◆ Dataset:
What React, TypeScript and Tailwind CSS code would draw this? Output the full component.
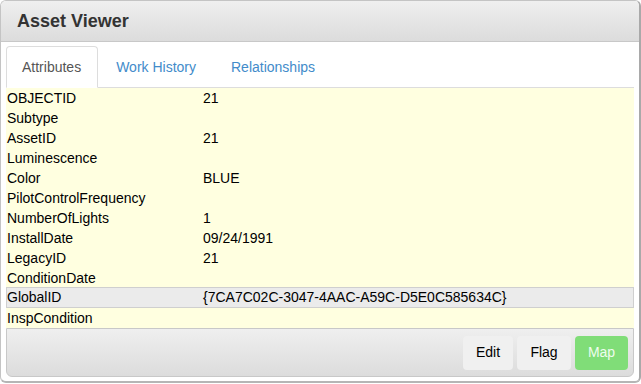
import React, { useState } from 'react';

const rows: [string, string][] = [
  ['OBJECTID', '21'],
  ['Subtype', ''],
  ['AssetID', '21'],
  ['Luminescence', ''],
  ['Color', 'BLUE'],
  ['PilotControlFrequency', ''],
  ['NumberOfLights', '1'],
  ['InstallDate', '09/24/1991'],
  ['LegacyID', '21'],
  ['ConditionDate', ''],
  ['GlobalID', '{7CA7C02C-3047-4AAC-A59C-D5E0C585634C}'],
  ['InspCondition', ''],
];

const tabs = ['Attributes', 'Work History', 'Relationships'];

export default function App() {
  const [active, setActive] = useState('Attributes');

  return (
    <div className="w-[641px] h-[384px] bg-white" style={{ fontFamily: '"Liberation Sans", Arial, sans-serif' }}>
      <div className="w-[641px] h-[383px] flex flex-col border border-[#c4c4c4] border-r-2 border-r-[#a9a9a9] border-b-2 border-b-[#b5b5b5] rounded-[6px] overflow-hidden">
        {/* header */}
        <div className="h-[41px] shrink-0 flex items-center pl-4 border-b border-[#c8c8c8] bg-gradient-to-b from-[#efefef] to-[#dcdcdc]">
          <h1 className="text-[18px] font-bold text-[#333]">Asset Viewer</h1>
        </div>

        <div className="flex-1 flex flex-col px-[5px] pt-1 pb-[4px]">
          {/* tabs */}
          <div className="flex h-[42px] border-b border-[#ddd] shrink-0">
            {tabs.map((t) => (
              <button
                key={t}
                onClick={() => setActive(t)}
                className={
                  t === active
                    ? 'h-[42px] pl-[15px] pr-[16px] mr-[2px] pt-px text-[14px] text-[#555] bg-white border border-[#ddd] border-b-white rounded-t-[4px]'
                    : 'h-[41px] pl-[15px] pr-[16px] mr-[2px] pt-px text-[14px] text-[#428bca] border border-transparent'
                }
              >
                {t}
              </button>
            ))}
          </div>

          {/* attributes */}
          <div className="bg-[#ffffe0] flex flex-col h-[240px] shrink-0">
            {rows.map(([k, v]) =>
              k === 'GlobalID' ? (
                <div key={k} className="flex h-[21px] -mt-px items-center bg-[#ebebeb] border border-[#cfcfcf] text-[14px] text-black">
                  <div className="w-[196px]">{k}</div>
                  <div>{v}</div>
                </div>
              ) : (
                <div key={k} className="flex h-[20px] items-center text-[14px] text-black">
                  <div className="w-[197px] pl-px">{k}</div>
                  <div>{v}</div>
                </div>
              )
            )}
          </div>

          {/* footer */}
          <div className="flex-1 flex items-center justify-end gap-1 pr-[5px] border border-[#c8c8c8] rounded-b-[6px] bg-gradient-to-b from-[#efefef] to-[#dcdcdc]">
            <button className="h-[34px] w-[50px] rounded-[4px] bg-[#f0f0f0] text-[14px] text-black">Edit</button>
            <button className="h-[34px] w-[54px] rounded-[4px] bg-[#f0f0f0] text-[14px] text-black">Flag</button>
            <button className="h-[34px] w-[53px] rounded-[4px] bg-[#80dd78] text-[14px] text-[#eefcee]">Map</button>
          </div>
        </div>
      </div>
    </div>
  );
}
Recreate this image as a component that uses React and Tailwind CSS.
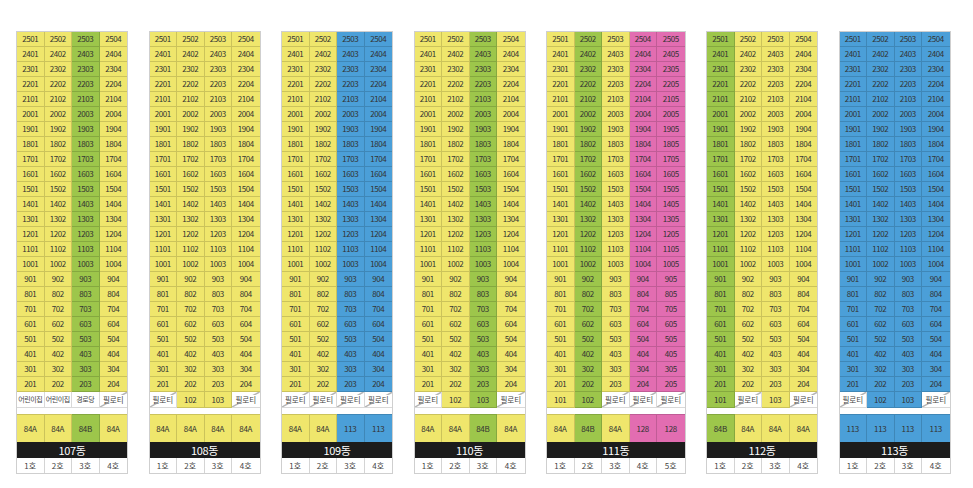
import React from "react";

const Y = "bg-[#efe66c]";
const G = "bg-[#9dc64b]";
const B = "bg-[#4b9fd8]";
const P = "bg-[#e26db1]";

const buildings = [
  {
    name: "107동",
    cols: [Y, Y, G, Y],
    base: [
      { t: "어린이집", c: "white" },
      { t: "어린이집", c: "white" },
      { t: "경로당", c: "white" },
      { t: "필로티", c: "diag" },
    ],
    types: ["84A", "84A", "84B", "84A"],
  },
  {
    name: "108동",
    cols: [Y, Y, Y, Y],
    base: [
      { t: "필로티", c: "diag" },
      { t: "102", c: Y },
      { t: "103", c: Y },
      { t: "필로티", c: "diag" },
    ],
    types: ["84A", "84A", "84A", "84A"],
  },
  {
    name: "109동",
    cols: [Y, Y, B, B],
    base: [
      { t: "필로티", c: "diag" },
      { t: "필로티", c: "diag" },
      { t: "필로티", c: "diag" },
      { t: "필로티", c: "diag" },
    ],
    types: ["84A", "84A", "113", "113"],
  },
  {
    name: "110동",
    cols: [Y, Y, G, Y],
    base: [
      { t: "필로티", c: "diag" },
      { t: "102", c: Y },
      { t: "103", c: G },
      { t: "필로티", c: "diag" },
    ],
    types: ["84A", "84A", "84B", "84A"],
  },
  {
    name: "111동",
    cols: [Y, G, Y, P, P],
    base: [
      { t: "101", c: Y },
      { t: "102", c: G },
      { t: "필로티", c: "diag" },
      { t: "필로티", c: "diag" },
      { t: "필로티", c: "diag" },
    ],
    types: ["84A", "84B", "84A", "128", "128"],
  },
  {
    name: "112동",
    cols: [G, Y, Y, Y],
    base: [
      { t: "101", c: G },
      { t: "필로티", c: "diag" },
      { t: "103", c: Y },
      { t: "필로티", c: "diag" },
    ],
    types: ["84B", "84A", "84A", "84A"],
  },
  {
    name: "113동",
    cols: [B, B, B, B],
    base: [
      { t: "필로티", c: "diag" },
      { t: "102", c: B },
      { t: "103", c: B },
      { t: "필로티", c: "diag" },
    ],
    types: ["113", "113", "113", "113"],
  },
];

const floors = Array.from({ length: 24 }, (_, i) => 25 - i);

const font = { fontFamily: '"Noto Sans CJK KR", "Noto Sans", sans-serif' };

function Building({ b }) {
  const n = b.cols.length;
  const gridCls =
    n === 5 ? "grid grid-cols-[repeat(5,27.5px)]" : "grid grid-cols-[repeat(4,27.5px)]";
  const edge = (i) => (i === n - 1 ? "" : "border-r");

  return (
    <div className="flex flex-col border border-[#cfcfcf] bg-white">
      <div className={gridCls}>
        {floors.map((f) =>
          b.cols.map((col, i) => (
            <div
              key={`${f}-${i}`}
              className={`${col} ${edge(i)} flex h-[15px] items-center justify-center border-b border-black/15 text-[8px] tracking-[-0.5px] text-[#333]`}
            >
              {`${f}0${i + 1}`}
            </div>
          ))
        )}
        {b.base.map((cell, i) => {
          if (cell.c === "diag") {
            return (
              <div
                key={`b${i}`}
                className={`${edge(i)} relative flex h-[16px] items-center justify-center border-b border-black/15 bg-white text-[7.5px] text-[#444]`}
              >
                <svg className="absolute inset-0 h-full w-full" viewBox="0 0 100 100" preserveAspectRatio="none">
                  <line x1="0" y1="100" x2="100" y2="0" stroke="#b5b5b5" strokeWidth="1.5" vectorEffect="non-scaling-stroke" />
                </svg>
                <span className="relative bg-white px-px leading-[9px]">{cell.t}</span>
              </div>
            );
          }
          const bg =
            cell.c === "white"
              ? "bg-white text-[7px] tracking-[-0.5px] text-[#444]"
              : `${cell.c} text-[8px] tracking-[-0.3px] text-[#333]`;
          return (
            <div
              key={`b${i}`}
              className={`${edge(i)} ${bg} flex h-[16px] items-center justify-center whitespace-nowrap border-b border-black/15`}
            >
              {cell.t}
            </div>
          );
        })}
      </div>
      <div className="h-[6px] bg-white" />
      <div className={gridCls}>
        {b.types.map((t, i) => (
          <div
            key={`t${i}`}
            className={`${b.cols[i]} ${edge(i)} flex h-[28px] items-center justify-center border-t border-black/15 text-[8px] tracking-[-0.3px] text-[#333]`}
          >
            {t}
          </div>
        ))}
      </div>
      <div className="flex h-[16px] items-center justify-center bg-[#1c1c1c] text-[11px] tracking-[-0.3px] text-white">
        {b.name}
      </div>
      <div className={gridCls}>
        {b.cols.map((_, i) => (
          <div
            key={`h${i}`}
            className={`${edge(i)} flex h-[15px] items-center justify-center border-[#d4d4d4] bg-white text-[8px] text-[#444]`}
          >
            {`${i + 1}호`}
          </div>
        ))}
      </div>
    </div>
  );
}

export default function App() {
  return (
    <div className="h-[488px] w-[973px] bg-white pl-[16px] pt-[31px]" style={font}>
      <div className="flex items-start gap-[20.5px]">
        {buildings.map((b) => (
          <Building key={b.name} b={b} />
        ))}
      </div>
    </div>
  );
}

◆ Instruction: Every line containing the string "full" must be listed.

◆ Solution:
What React, TypeScript and Tailwind CSS code would draw this? Output the full component.
                <svg className="absolute inset-0 h-full w-full" viewBox="0 0 100 100" preserveAspectRatio="none">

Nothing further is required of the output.